What's the common thread among the school shootings at Columbine, Jonesboro, Paducah, Conyers, Oregon, Alberta, and the other copycats? The shooters were all alienated middle-class white males.

What's different about now versus previous decades? Why have all these school shootings emerged now? Until recently, alienated middle-class white male teens could take solace in their being accepted, indeed, extolled by mainstream society. Today, however, the white male teen who is rejected by peers is also de facto rejected by the mainstream society that he sees: every school and media celebration of Blacks, gays, women, etc., is by omission, a denigration of straight white males. Middle- and upper-class white males are often referred to in the curriculum as oppressors and in sitcoms as boors or evil. Hollywood, in part in fear of being called racist, is bending over backwards to, where possible, make the bad guy a white male.

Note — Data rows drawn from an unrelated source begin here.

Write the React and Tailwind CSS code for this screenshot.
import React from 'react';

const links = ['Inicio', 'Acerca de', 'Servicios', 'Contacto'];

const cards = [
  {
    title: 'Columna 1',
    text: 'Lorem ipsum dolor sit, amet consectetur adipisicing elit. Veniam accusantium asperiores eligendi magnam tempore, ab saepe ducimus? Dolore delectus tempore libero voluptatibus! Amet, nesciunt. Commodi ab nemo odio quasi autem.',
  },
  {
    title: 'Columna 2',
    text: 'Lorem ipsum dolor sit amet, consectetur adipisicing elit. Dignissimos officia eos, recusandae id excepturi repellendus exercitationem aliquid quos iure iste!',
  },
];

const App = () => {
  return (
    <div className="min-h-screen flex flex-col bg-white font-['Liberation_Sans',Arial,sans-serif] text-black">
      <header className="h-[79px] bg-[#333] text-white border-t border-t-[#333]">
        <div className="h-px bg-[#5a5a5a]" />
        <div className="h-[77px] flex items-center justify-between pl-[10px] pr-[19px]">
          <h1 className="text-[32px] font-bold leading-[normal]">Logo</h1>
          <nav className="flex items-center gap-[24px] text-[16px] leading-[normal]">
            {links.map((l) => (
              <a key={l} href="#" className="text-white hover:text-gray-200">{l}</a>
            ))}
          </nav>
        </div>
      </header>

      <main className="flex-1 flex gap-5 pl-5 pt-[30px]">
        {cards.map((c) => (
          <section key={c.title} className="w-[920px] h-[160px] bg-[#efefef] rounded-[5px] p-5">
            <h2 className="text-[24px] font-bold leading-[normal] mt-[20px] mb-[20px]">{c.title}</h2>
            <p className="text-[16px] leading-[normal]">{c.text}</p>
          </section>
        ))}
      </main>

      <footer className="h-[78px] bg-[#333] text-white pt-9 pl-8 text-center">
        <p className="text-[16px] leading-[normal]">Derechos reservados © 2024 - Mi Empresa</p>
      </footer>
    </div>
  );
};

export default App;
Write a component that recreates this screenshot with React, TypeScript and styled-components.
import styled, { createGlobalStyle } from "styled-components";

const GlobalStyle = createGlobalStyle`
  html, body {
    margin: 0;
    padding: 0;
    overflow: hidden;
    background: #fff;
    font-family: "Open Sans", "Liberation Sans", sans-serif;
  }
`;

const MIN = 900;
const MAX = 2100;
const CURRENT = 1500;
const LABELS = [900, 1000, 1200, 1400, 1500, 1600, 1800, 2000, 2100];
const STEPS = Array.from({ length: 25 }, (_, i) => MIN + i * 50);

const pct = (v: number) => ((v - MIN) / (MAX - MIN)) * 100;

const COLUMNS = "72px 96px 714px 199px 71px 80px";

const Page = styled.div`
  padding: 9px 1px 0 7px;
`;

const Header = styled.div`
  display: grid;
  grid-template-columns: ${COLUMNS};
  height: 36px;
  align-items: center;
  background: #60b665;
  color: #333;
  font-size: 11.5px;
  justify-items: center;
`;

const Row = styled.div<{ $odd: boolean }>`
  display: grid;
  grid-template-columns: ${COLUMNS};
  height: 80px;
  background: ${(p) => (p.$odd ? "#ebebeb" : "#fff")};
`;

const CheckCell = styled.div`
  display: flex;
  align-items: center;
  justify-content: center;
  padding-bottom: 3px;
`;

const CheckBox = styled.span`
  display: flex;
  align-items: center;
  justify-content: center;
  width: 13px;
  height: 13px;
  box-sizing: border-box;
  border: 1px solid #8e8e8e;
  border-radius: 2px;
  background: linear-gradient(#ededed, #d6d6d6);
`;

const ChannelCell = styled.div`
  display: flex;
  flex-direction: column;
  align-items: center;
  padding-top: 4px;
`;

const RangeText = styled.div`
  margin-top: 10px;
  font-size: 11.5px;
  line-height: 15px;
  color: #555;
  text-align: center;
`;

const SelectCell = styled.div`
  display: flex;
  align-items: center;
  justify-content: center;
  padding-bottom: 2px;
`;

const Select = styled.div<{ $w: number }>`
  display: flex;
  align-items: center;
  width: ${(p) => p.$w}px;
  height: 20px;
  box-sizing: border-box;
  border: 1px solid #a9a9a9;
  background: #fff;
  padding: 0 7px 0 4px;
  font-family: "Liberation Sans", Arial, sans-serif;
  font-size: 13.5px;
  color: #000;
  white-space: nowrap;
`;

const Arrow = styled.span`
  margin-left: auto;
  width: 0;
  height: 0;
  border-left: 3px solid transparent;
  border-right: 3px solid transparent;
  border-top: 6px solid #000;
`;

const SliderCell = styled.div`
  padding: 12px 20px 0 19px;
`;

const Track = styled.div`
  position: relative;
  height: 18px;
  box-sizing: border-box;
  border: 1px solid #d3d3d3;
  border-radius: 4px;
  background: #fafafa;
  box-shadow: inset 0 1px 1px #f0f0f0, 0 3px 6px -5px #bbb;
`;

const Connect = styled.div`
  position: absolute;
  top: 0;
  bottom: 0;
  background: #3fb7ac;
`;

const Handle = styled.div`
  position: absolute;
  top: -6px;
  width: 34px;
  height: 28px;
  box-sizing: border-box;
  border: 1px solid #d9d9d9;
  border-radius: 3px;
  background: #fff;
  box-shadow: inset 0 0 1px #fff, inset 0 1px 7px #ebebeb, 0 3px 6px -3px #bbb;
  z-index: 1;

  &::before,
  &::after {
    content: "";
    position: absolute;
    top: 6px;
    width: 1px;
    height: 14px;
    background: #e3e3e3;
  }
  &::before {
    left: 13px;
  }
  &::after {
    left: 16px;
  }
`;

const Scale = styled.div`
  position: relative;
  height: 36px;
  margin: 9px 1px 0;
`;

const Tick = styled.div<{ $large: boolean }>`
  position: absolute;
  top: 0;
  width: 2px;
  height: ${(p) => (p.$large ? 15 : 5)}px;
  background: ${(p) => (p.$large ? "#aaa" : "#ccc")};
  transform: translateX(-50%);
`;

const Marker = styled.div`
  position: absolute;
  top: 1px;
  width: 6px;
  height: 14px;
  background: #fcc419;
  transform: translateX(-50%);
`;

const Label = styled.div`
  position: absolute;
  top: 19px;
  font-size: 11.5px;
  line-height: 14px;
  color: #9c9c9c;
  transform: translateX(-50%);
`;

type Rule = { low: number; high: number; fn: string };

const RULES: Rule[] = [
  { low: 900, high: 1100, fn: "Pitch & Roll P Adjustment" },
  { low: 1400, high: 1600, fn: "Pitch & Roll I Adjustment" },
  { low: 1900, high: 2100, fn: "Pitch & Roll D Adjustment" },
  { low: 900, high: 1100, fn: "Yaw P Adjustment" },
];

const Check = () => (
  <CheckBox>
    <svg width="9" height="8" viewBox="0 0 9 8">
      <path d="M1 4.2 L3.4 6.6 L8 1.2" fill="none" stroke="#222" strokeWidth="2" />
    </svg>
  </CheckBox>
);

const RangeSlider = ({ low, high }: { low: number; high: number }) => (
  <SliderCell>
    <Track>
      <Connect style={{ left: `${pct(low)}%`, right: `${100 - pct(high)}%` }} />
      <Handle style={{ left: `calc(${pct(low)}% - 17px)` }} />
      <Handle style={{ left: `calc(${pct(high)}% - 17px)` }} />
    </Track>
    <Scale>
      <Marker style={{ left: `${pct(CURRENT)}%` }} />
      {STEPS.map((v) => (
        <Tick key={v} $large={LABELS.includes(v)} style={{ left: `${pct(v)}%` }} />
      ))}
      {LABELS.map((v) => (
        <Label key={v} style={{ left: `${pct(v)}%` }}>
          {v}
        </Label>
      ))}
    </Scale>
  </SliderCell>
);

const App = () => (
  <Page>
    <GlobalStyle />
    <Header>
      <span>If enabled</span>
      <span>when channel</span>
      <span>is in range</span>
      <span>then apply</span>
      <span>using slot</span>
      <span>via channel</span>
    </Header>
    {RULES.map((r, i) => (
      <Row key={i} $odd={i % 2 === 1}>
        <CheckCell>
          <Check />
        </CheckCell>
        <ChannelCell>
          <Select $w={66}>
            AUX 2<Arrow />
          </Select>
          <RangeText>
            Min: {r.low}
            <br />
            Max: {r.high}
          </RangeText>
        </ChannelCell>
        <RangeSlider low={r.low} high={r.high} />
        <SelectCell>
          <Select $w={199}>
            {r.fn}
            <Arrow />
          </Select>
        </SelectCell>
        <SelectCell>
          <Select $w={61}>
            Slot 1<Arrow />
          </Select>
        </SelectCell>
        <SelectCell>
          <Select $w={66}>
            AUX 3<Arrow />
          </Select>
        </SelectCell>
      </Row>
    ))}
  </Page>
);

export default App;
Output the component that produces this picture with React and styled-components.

Most teens are deeply concerned with being accepted. Today's middle-class white male teen, if rejected by peers, neglected by too-busy parents, and now, for the first time, denigrated by society, may consider violence; they feel unaccepted, unloved--an intolerable situation for many teens. While gun control and better parent-child communication are, of course, partial answers, I believe that an essential part of the solution is to ensure that the media and schools aren't celebratory of everyone but white males. Indeed, the curriculum should be less divisive. It seems that, outside of science and math, much of today's curriculum is inadvertently polarizing; much of the discussion centers around race, class, gender, and sexual orientation--with recommendations typically that middle-class white males are the bad guys. That can engender anger from a teenager who already feels that everyone is against him. And that sense of commonality, I believe, would help instill a conscience that might prevent school shootings.

A few years ago, we heard of "The Angry White Male." The school shootings are, I believe, a manifestation of the Angry White Boy.